(YOUR OBJECTIVE)
Report all lines holding "React".
== == ==
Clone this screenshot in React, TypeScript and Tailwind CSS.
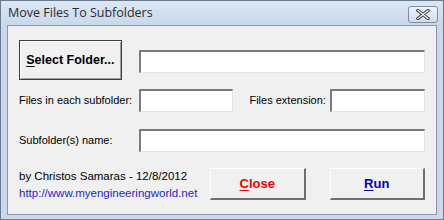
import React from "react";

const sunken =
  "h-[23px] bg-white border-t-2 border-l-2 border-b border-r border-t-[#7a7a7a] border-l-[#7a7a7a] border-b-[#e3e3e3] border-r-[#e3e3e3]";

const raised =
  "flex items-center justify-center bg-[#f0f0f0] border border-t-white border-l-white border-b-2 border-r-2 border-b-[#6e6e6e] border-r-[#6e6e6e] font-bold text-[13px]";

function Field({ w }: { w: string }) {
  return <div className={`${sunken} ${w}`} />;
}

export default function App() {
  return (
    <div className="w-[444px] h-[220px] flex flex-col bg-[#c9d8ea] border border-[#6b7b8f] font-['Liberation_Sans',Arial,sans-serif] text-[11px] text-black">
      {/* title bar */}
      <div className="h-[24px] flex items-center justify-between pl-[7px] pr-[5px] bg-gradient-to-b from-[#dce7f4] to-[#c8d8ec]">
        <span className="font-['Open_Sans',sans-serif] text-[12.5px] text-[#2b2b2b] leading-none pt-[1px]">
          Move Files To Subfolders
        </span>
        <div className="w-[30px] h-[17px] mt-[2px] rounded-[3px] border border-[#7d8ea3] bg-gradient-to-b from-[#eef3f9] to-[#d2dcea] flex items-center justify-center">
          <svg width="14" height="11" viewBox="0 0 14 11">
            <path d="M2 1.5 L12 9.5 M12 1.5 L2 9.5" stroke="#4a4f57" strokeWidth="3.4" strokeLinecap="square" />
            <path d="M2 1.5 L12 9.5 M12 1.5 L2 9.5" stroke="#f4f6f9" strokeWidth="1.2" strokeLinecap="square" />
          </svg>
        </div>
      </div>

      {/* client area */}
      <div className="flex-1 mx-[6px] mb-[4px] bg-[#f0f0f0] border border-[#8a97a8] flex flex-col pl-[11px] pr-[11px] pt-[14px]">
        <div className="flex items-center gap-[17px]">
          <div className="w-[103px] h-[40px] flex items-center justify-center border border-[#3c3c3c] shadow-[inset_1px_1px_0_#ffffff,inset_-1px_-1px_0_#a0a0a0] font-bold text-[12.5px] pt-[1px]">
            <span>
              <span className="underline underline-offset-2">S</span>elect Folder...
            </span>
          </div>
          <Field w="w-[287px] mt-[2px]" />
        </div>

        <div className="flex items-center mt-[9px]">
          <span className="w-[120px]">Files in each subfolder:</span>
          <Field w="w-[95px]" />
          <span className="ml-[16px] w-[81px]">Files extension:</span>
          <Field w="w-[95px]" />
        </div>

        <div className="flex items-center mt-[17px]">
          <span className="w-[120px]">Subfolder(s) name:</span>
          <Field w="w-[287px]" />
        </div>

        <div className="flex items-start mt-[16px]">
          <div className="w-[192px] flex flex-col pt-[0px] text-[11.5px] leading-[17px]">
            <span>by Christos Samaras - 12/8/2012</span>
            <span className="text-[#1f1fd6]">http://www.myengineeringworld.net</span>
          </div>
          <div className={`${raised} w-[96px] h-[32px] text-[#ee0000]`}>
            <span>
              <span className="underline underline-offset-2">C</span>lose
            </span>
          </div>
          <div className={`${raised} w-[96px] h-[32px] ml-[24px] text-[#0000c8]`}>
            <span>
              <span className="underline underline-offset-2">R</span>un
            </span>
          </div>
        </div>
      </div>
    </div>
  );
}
== == ==
(RESPONSE BELOW)
Clone this screenshot in React, TypeScript and Tailwind CSS.
import React from "react";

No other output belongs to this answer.